Exercise requirements
The material below has pictures in it. Set down only the lines from the line containing "Give me the" through the line containing "const CELL_WIDTHS = [105, 107, 107, 106, 40];", word for word, and leave the pictures behind.

Entries
* Begin *

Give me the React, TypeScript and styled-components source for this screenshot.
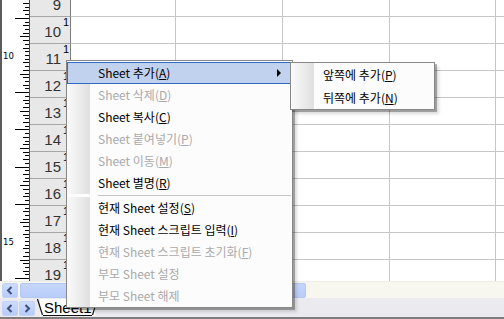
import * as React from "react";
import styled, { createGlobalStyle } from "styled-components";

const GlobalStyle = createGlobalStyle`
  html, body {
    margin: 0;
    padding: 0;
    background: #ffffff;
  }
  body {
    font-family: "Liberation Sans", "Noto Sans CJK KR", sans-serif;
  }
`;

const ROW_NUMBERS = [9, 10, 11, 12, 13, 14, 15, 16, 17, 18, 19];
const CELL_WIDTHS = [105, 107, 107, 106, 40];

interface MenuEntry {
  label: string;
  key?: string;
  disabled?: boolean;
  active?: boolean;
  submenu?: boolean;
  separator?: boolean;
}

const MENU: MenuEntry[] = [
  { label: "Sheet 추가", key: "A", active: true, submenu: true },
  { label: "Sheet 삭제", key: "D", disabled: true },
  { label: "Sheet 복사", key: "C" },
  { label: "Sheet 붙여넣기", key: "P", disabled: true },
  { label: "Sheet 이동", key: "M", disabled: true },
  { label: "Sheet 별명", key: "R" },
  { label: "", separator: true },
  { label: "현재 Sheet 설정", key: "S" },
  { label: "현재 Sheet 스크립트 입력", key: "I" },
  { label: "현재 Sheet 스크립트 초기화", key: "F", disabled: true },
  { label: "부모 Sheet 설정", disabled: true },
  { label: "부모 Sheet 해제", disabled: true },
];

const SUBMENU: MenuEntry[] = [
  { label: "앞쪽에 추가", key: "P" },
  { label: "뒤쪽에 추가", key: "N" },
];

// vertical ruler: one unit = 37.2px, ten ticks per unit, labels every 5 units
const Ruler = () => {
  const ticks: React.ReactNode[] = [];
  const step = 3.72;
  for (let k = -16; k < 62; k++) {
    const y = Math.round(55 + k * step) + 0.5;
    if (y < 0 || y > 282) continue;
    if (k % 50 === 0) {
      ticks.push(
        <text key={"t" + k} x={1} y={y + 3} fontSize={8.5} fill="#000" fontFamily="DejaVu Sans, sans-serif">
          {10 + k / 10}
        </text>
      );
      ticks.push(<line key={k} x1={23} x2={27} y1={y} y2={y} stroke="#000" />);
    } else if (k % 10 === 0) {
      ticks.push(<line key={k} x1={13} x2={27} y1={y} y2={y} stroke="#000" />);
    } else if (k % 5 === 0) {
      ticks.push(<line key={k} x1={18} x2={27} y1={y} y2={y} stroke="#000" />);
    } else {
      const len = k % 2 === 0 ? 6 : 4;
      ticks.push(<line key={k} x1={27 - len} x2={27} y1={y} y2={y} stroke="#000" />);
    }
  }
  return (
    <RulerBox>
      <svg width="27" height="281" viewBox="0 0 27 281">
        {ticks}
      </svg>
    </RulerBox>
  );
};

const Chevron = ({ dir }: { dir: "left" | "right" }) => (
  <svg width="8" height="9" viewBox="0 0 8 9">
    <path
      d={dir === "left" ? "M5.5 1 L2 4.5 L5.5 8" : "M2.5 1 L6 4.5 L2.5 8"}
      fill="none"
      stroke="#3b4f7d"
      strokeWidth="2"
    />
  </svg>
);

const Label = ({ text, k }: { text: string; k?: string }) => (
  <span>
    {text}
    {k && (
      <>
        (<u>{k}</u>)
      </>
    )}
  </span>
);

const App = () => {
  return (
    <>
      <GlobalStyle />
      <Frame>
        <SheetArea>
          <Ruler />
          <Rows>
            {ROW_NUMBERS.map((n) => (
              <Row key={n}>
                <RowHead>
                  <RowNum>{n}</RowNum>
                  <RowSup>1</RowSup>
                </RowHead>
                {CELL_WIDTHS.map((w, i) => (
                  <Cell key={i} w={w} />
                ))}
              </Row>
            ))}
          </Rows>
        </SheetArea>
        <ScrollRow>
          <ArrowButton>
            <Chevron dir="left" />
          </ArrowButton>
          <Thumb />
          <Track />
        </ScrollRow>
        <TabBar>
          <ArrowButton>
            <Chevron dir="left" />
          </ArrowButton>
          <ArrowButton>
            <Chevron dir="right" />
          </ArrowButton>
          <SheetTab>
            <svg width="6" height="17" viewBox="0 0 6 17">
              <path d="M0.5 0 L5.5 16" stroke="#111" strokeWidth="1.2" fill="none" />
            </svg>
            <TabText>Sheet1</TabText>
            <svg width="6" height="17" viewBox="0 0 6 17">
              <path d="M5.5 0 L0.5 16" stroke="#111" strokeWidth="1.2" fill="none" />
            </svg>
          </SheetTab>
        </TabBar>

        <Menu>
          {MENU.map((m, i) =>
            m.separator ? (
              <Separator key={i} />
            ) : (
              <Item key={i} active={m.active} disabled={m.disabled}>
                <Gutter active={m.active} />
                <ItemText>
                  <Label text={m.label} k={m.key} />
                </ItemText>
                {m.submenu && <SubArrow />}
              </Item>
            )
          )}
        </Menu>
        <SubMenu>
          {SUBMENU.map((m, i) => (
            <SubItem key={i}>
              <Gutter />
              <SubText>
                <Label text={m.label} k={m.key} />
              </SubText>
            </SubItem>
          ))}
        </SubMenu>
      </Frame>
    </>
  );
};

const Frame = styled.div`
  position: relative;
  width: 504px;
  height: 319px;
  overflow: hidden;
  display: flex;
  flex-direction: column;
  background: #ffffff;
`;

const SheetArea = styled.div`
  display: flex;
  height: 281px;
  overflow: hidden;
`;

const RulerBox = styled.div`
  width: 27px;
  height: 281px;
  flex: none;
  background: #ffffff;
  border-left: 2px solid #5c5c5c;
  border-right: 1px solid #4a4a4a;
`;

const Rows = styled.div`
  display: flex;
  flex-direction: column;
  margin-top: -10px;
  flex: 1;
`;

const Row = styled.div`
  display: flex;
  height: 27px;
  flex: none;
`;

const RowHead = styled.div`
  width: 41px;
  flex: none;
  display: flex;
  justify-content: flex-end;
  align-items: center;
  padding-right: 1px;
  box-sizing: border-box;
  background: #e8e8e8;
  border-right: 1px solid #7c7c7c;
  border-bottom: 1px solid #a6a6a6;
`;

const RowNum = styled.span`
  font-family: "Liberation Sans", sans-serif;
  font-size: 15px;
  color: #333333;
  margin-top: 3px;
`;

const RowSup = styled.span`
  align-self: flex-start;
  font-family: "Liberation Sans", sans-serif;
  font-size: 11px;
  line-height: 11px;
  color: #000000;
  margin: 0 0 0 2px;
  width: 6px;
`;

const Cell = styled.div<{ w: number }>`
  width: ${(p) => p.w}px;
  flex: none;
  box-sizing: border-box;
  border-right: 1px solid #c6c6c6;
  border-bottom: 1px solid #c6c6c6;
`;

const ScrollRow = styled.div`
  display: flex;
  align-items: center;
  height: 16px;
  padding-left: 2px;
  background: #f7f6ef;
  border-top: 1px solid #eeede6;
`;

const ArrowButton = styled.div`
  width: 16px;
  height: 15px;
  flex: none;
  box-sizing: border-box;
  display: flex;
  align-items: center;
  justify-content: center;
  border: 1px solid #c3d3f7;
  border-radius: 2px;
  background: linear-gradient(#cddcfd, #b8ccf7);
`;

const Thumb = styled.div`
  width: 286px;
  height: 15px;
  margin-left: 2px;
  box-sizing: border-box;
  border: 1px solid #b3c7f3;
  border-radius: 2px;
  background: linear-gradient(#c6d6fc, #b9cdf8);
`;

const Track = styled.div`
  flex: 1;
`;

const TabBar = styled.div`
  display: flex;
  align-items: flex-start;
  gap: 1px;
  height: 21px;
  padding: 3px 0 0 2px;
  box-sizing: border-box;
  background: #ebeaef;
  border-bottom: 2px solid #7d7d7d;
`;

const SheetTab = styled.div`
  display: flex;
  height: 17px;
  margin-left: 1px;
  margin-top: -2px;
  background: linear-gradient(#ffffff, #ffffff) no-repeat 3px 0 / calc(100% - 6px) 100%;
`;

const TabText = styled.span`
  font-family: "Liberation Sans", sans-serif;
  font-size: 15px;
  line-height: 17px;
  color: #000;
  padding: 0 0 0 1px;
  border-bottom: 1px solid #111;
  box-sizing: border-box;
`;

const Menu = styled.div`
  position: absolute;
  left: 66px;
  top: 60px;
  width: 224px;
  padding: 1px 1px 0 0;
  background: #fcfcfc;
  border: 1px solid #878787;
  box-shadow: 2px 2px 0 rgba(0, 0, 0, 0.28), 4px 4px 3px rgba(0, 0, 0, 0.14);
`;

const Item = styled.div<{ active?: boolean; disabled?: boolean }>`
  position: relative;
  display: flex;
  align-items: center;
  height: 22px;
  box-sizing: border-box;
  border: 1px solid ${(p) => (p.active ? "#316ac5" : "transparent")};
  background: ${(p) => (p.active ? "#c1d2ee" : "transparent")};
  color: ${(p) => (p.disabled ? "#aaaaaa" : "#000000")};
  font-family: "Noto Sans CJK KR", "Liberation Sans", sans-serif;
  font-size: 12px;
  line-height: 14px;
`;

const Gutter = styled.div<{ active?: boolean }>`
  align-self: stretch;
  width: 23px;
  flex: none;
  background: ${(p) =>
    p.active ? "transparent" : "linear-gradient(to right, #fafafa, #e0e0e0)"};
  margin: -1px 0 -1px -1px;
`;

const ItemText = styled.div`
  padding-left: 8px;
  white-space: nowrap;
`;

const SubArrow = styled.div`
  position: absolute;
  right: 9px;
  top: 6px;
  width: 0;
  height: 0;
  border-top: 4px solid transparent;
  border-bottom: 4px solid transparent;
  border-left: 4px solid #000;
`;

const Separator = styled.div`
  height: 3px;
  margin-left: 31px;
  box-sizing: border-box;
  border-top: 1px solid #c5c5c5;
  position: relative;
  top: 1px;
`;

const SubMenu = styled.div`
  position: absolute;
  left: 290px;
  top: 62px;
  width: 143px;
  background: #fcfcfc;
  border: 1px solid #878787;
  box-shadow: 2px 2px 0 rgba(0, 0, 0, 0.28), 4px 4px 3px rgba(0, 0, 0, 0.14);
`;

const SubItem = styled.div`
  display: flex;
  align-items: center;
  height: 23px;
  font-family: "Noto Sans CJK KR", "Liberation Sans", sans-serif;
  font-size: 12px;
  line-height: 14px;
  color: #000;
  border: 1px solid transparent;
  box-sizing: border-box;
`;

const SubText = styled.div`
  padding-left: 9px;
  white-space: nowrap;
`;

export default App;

* End *
* Begin *

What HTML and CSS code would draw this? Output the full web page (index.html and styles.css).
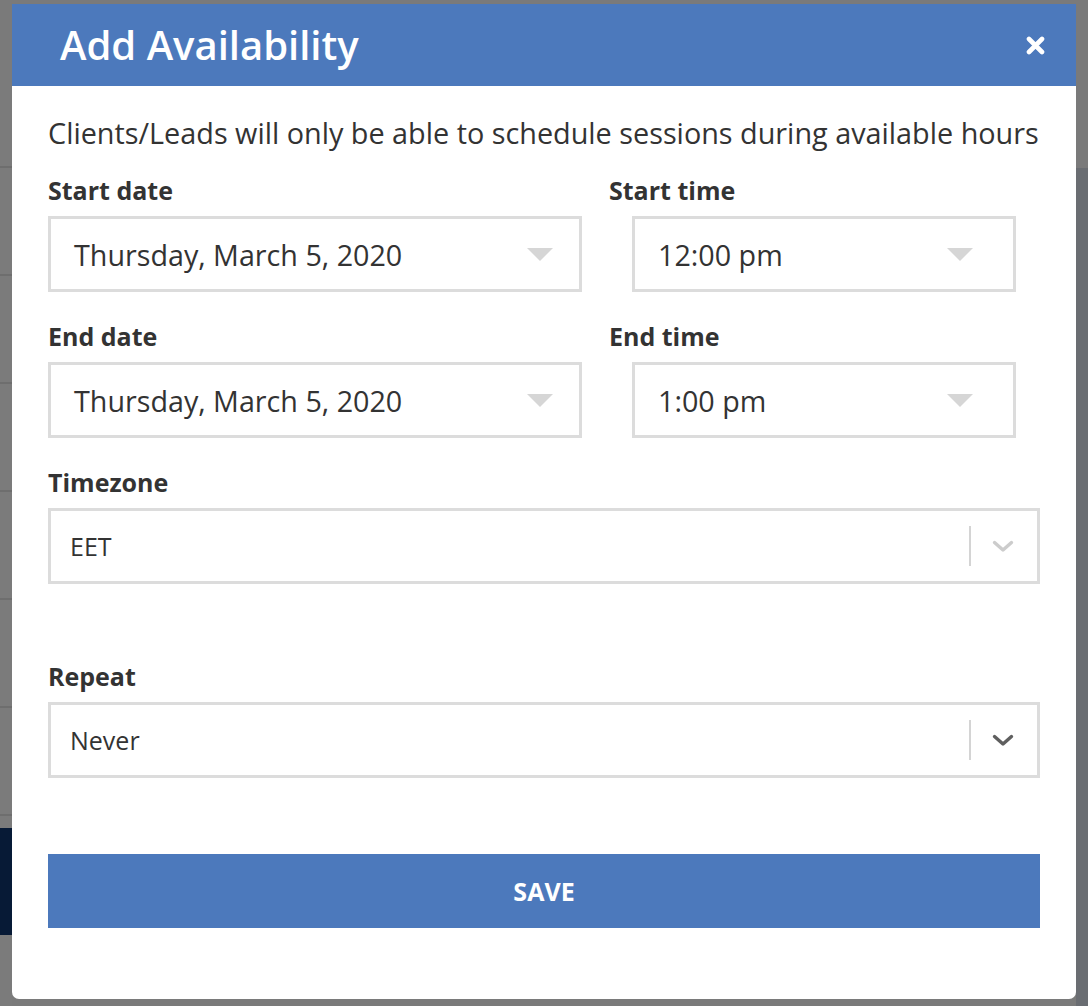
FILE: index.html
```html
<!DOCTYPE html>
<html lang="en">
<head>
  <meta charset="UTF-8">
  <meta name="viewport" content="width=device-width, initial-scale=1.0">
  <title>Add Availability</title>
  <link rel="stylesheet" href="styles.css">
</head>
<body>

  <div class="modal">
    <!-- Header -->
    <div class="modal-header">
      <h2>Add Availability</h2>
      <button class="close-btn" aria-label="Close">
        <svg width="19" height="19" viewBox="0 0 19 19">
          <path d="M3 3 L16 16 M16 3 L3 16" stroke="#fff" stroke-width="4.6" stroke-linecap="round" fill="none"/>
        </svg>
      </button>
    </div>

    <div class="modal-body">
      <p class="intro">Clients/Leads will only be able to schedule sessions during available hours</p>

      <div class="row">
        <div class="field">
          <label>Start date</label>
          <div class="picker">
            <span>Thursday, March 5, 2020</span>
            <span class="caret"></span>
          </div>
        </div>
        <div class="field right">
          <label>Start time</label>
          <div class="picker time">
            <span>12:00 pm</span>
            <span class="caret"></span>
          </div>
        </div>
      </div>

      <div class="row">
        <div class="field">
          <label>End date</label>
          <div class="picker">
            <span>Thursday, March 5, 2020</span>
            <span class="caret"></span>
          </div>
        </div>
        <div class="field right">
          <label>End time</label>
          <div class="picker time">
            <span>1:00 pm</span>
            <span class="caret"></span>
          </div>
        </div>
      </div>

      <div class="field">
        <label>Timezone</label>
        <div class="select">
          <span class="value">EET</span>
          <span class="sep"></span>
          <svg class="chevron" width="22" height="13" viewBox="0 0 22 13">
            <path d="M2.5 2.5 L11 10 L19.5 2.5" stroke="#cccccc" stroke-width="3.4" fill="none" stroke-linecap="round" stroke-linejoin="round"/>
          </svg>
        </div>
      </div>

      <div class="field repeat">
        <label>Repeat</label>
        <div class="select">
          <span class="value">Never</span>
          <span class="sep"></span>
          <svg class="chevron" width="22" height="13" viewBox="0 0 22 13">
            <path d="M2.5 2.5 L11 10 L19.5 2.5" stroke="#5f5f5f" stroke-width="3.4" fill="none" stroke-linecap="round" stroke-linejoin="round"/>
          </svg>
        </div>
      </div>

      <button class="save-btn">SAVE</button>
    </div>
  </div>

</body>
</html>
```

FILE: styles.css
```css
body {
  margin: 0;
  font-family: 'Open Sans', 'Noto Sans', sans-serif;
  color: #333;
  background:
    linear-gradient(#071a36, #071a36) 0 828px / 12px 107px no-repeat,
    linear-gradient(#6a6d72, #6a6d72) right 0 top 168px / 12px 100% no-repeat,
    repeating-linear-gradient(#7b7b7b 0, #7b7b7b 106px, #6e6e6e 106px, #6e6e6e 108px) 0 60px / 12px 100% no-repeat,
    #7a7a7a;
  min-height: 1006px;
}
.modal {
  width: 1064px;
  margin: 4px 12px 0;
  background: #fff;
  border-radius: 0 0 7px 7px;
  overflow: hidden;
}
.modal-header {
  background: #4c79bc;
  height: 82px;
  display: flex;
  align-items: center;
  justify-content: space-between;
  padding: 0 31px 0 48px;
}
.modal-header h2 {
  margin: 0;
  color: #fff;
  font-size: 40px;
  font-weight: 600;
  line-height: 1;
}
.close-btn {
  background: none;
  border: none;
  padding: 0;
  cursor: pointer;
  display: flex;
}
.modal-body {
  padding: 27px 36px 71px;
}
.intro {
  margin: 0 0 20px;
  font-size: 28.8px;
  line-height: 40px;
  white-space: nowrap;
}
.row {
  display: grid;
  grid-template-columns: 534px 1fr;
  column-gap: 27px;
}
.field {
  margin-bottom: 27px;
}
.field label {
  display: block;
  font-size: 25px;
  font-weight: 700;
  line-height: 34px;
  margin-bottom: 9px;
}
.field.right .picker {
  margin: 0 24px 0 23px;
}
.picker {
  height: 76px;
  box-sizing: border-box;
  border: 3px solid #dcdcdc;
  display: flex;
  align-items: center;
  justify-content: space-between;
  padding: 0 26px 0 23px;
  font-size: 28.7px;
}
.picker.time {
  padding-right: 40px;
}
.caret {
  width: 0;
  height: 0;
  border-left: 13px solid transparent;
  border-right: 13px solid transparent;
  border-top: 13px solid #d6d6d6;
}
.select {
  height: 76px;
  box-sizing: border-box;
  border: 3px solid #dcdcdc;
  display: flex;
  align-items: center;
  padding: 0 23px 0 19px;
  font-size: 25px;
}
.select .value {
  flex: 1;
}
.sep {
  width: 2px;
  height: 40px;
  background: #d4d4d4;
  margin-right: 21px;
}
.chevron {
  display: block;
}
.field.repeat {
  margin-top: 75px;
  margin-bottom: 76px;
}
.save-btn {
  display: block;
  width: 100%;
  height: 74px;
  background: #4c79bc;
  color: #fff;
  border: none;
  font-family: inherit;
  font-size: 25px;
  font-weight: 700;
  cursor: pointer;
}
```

* End *

Exercise result
Give me the React, TypeScript and styled-components source for this screenshot.
import * as React from "react";
import styled, { createGlobalStyle } from "styled-components";

const GlobalStyle = createGlobalStyle`
  html, body {
    margin: 0;
    padding: 0;
    background: #ffffff;
  }
  body {
    font-family: "Liberation Sans", "Noto Sans CJK KR", sans-serif;
  }
`;

const ROW_NUMBERS = [9, 10, 11, 12, 13, 14, 15, 16, 17, 18, 19];
const CELL_WIDTHS = [105, 107, 107, 106, 40];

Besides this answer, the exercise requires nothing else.